Верона тонет во времени, как обезвоженная Венеция, под которой она не зря была почти четыре столетия, о чем напоминает на каждом шагу крылатый лев св. Марка.

Верона, с ее запертыми или притворенными белыми ставнями на манер жалюзи, — римский скульптурный портрет с пустыми глазницами. Любуйся и додумывай, для чего этот город высылает посредников-гидов. Первый — Катулл, полностью именовавшийся Гай Валерий Катулл Веронский. На скамьях главной здешней достопримечательности — Арены — он сидеть не мог (этот третий по величине в Италии амфитеатр построен в I веке н.э.), но вполне — в Teatro romano, куда ходил через Адидже по тому же самому, что и я, мосту Ponte Pietra. И — Катулл заложил основы нынешней репутации Вероны.
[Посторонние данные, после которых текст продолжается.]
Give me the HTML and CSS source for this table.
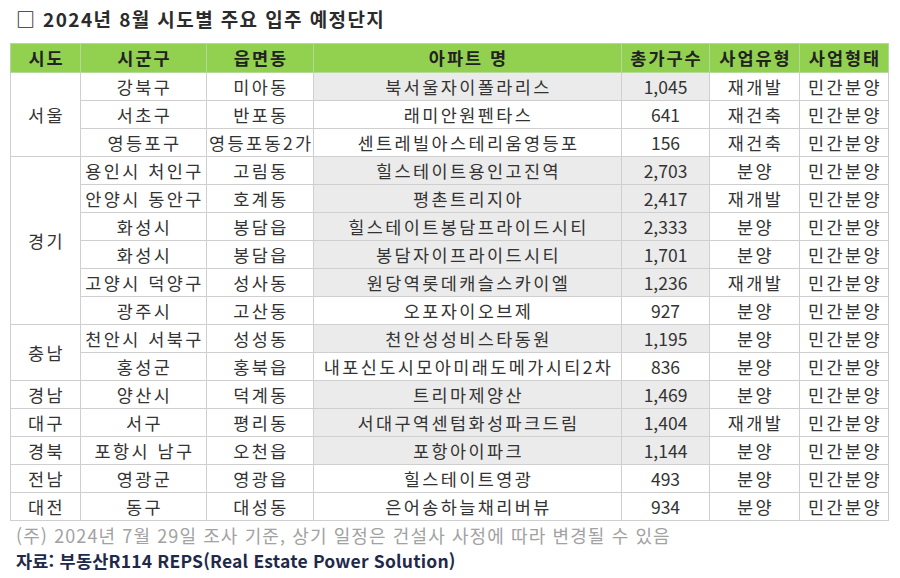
FILE: index.html
```html
<!DOCTYPE html>
<html lang="ko">
<head>
<meta charset="utf-8">
<link rel="stylesheet" href="styles.css">
</head>
<body>
<div class="page">
  <h1 class="title">□ 2024년 8월 시도별 주요 입주 예정단지</h1>
  <table class="grid">
    <colgroup>
      <col class="c1"><col class="c2"><col class="c3"><col class="c4"><col class="c5"><col class="c6"><col class="c7">
    </colgroup>
    <thead>
      <tr><th>시도</th><th>시군구</th><th>읍면동</th><th>아파트 명</th><th>총가구수</th><th>사업유형</th><th>사업형태</th></tr>
    </thead>
    <tbody>
      <tr><td rowspan="3">서울</td><td>강북구</td><td>미아동</td><td class="g">북서울자이폴라리스</td><td class="g n">1,045</td><td>재개발</td><td>민간분양</td></tr>
      <tr><td>서초구</td><td>반포동</td><td>래미안원펜타스</td><td class="n">641</td><td>재건축</td><td>민간분양</td></tr>
      <tr><td>영등포구</td><td>영등포동2가</td><td>센트레빌아스테리움영등포</td><td class="n">156</td><td>재건축</td><td>민간분양</td></tr>
      <tr><td rowspan="6">경기</td><td>용인시 처인구</td><td>고림동</td><td class="g">힐스테이트용인고진역</td><td class="g n">2,703</td><td>분양</td><td>민간분양</td></tr>
      <tr><td>안양시 동안구</td><td>호계동</td><td class="g">평촌트리지아</td><td class="g n">2,417</td><td>재개발</td><td>민간분양</td></tr>
      <tr><td>화성시</td><td>봉담읍</td><td class="g">힐스테이트봉담프라이드시티</td><td class="g n">2,333</td><td>분양</td><td>민간분양</td></tr>
      <tr><td>화성시</td><td>봉담읍</td><td class="g">봉담자이프라이드시티</td><td class="g n">1,701</td><td>분양</td><td>민간분양</td></tr>
      <tr><td>고양시 덕양구</td><td>성사동</td><td class="g">원당역롯데캐슬스카이엘</td><td class="g n">1,236</td><td>재개발</td><td>민간분양</td></tr>
      <tr><td>광주시</td><td>고산동</td><td>오포자이오브제</td><td class="n">927</td><td>분양</td><td>민간분양</td></tr>
      <tr><td rowspan="2">충남</td><td>천안시 서북구</td><td>성성동</td><td class="g">천안성성비스타동원</td><td class="g n">1,195</td><td>분양</td><td>민간분양</td></tr>
      <tr><td>홍성군</td><td>홍북읍</td><td>내포신도시모아미래도메가시티2차</td><td class="n">836</td><td>분양</td><td>민간분양</td></tr>
      <tr><td>경남</td><td>양산시</td><td>덕계동</td><td class="g">트리마제양산</td><td class="g n">1,469</td><td>분양</td><td>민간분양</td></tr>
      <tr><td>대구</td><td>서구</td><td>평리동</td><td class="g">서대구역센텀화성파크드림</td><td class="g n">1,404</td><td>재개발</td><td>민간분양</td></tr>
      <tr><td>경북</td><td>포항시 남구</td><td>오천읍</td><td class="g">포항아이파크</td><td class="g n">1,144</td><td>분양</td><td>민간분양</td></tr>
      <tr><td>전남</td><td>영광군</td><td>영광읍</td><td>힐스테이트영광</td><td class="n">493</td><td>분양</td><td>민간분양</td></tr>
      <tr><td>대전</td><td>동구</td><td>대성동</td><td>은어송하늘채리버뷰</td><td class="n">934</td><td>분양</td><td>민간분양</td></tr>
    </tbody>
  </table>
  <p class="note">(주) 2024년 7월 29일 조사 기준, 상기 일정은 건설사 사정에 따라 변경될 수 있음</p>
  <p class="source">자료: 부동산R114 REPS(Real Estate Power Solution)</p>
</div>
</body>
</html>
```
FILE: styles.css
```css
html, body {
  margin: 0;
  padding: 0;
  background: #ffffff;
}
body {
  font-family: "Noto Sans CJK KR", "Noto Sans", sans-serif;
  color: #333333;
}
.page {
  width: 900px;
  height: 578px;
  padding: 6px 0 0 10px;
  box-sizing: border-box;
}
.title {
  margin: 0 0 0 6px;
  height: 37px;
  font-size: 19px;
  line-height: 26px;
  letter-spacing: 1.4px;
  font-weight: 700;
  color: #2b2b2b;
}
.grid {
  border-collapse: collapse;
  table-layout: fixed;
  width: 878px;
  font-size: 17.5px;
  letter-spacing: 2.4px;
}
.c1 { width: 70px; }
.c2 { width: 126px; }
.c3 { width: 107px; }
.c4 { width: 308px; }
.c5 { width: 88px; }
.c6 { width: 90px; }
.c7 { width: 89px; }
.grid th,
.grid td {
  border: 1px solid #cfcfcf;
  text-align: center;
  padding: 0 0 0 2px;
  white-space: nowrap;
  overflow: hidden;
}
.grid th {
  background: #92d050;
  height: 28px;
  line-height: 26px;
  font-weight: 700;
  color: #222222;
  border-color: #b5d99a;
  letter-spacing: 2px;
}
.grid td {
  height: 27px;
  line-height: 26px;
}
.grid td.n {
  letter-spacing: 0;
  padding: 0;
}
.grid td.g {
  background: #ebebeb;
}
.note {
  margin: 2px 0 0 6px;
  font-size: 18px;
  line-height: 24px;
  letter-spacing: 1.1px;
  color: #a2a2a2;
}
.source {
  margin: 2px 0 0 6px;
  font-size: 17.5px;
  line-height: 24px;
  letter-spacing: 0.2px;
  font-weight: 700;
  color: #1f2a4a;
}
```
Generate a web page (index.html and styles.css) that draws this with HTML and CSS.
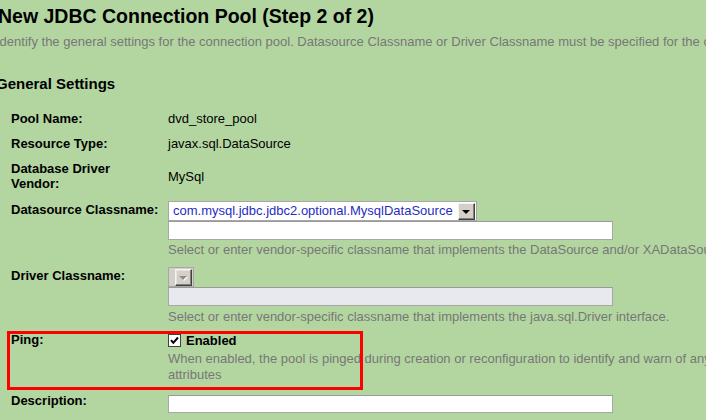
FILE: index.html
```
<!DOCTYPE html>
<html>
<head>
<meta charset="utf-8">
<title>New JDBC Connection Pool (Step 2 of 2)</title>
<link rel="stylesheet" href="styles.css">
</head>
<body>
<main class="page">
  <h1 class="title">New JDBC Connection Pool (Step 2 of 2)</h1>
  <p class="intro">Identify the general settings for the connection pool. Datasource Classname or Driver Classname must be specified for the connection pool.</p>
  <h2 class="section">General Settings</h2>
  <div class="form">
    <div class="label">Pool Name:</div>
    <div class="value">dvd_store_pool</div>

    <div class="label">Resource Type:</div>
    <div class="value">javax.sql.DataSource</div>

    <div class="label">Database Driver<br>Vendor:</div>
    <div class="value middle">MySql</div>

    <div class="label with-combo">Datasource Classname:</div>
    <div class="value">
      <div class="combo">
        <span class="combo-text">com.mysql.jdbc.jdbc2.optional.MysqlDataSource</span>
        <span class="combo-btn"><span class="arrow"></span></span>
      </div>
      <div class="input"></div>
      <div class="help">Select or enter vendor-specific classname that implements the DataSource and/or XADataSource APIs.</div>
    </div>

    <div class="label with-combo">Driver Classname:</div>
    <div class="value">
      <div class="combo combo-disabled">
        <span class="combo-btn"><span class="arrow"></span></span>
      </div>
      <div class="input input-disabled"></div>
      <div class="help help-2">Select or enter vendor-specific classname that implements the java.sql.Driver interface.</div>
    </div>

    <div class="label ping">Ping:</div>
    <div class="value ping">
      <div class="check-line">
        <svg class="checkbox" width="13" height="13" viewBox="0 0 13 13" aria-hidden="true">
          <rect x="0.5" y="0.5" width="12" height="12" fill="#fff" stroke="#404040"/>
          <path d="M3 6.2 L5.3 8.8 L10 3.5" fill="none" stroke="#000" stroke-width="2"/>
        </svg>
        <span class="check-label">Enabled</span>
      </div>
      <div class="help help-ping">When enabled, the pool is pinged during creation or reconfiguration to identify and warn of any erroneous values for its<br>attributes</div>
    </div>

    <div class="label desc">Description:</div>
    <div class="value desc">
      <div class="input"></div>
    </div>
  </div>
  <div class="callout"></div>
</main>
</body>
</html>
```
FILE: styles.css
```
html, body {
  margin: 0;
  padding: 0;
  overflow: hidden;
  background: #b3d6a0;
}

body {
  width: 706px;
  height: 420px;
  font-family: "Liberation Sans", Arial, sans-serif;
  font-size: 13px;
  line-height: 15px;
  color: #000;
}

.page {
  position: relative;
  box-sizing: border-box;
  height: 420px;
  padding-top: 4px;
}

.title {
  margin: 0 0 0 -2px;
  font-size: 19.5px;
  line-height: 24px;
  font-weight: bold;
  white-space: nowrap;
}

.intro {
  margin: 6px 0 0 -4px;
  color: #777;
  white-space: nowrap;
}

.section {
  margin: 26px 0 0 -4px;
  font-size: 15px;
  line-height: 18px;
  font-weight: bold;
}

.form {
  margin-top: 18px;
  padding-left: 11px;
  display: grid;
  grid-template-columns: 157px max-content;
  row-gap: 10px;
}

.label {
  font-weight: bold;
  white-space: nowrap;
}

.label.with-combo {
  padding-top: 1px;
}

.value {
  white-space: nowrap;
}

.value.middle {
  align-self: center;
}

.combo {
  display: flex;
  align-items: center;
  box-sizing: border-box;
  width: 309px;
  height: 20px;
  border: 1px solid #a7a7a7;
  background: #fff;
}

.combo-text {
  flex: 1;
  padding-left: 4px;
  color: #1f2dbf;
  line-height: 18px;
}

.combo-btn {
  position: relative;
  box-sizing: border-box;
  width: 17px;
  height: 17px;
  margin-right: 1px;
  background: #d4d0c8;
  border-style: solid;
  border-width: 1px;
  border-color: #f4f4f4 #404040 #404040 #f4f4f4;
  box-shadow: inset -1px -1px #808080;
  display: flex;
  align-items: center;
  justify-content: center;
}

.arrow {
  width: 0;
  height: 0;
  border-left: 4px solid transparent;
  border-right: 4px solid transparent;
  border-top: 4px solid #000;
  margin: 1px 1px 0 0;
}

.combo-disabled {
  width: 26px;
  height: 20px;
  justify-content: flex-end;
  background: #d4d0c8;
}

.combo-disabled .combo-btn {
  box-shadow: inset -1px -1px #808080, inset 1px 1px #e6e3de;
}

.combo-disabled .arrow {
  border-top-color: #8a8a8a;
  filter: drop-shadow(1px 1px 0 #fff);
}

.input {
  box-sizing: border-box;
  width: 445px;
  height: 19px;
  border: 1px solid #a7a7a7;
  border-top-color: #9a9a9a;
  background: #fff;
}

.input-disabled {
  background: #e8e9ee;
}

.help {
  margin-top: 2px;
  color: #777;
}

.help-2 {
  margin-top: 3px;
}

.ping {
  margin-top: -2px;
}

.check-line {
  display: flex;
  align-items: center;
  gap: 5px;
  padding-top: 1px;
}

.checkbox {
  display: block;
  flex: none;
}

.check-label {
  font-weight: bold;
}

.help-ping {
  margin-top: 3px;
  line-height: 16px;
}

.desc .input {
  height: 18px;
  margin-top: 2px;
}

.callout {
  position: absolute;
  left: 7px;
  top: 331px;
  width: 356px;
  height: 59px;
  box-sizing: border-box;
  border: 3px solid #f00;
  pointer-events: none;
}
```
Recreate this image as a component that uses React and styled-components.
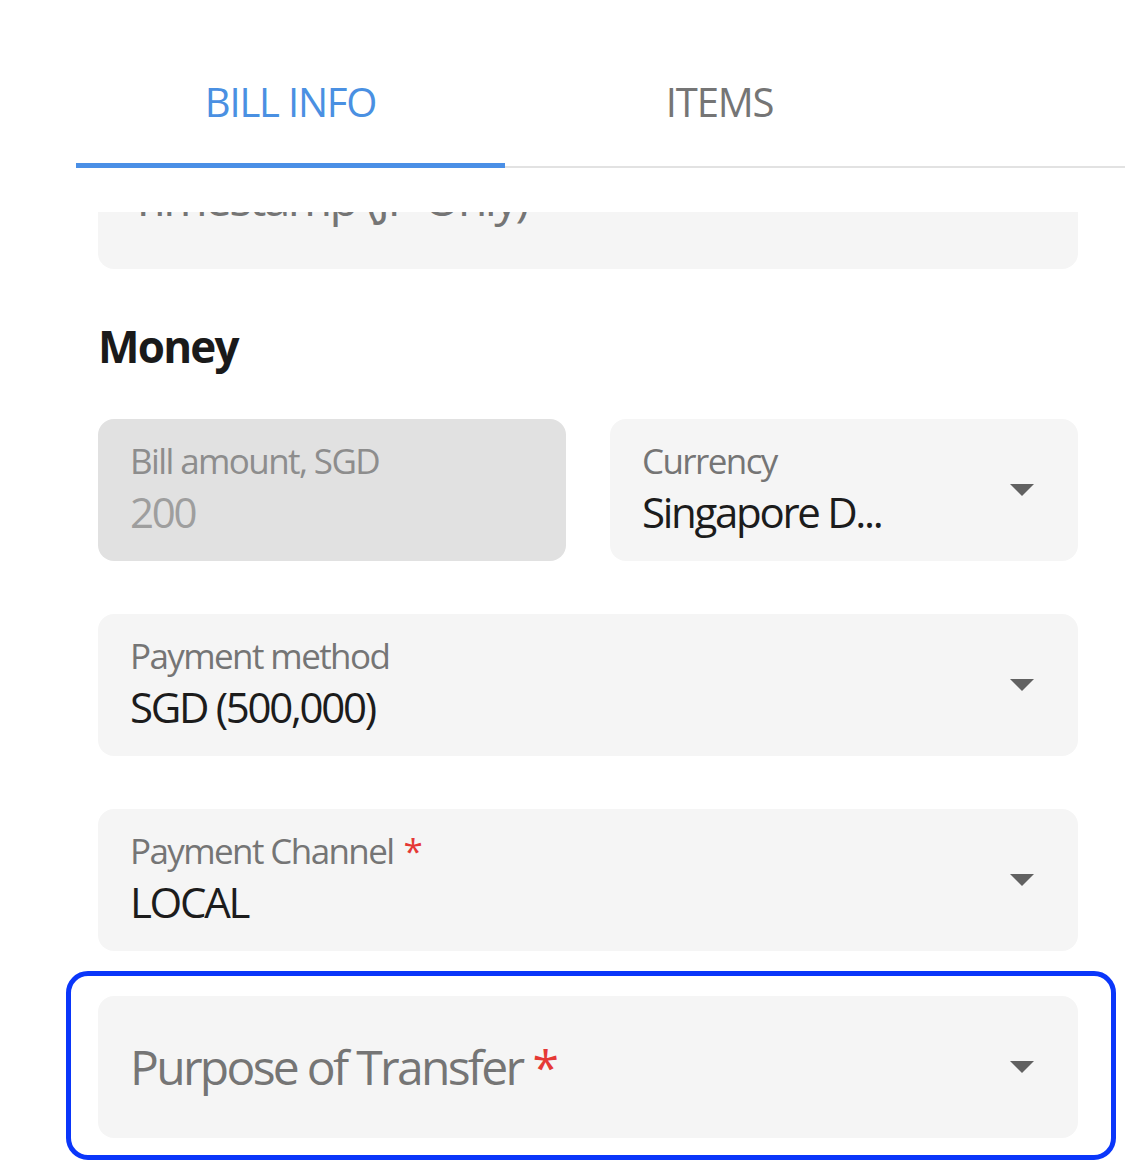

Предваряя романтическое бытие города в новое время, здесь родился этот величайший любовный лирик.

Все-таки любопытно: живописи и музыке помогло время, устранившее античных конкурентов, в архитектуре же, скульптуре, драме, поэзии остаются образцами древние. О каком прогрессе идет речь? Превзойти не удалось — разве что сравняться, очень немногим. Безусловнее всех — Шекспиру.

Подлинную славу и нынешний ореол столицы любви принес Вероне никогда в ней не бывший иностранец. Настоящим посредником между городом и миром стал Шекспир. С него началось паломничество к месту непростительнейшего из преступлений — детоубийства любви, — под тяжестью которого так томительно и красиво стала осыпаться Верона. Приезжий здесь вглядывается в толпу и в дома особо пристально, зная точно, что хочет найти, — и находит. Естественно, находились и те, кто пытался бороться с расхожим представлением о «городе Джульетты», иногда — изобретательно.

В новелле Чапека английский путешественник встречает в Италии священника, который сорок лет назад знавал Джульетту Капулетти и припомнил всю историю, оказавшуюся вовсе не такой, как у Шекспира. Действительно, был какой-то ничтожный забытый скандал с каким-то молодым повесой перед свадьбой Джульетты и графа Париса.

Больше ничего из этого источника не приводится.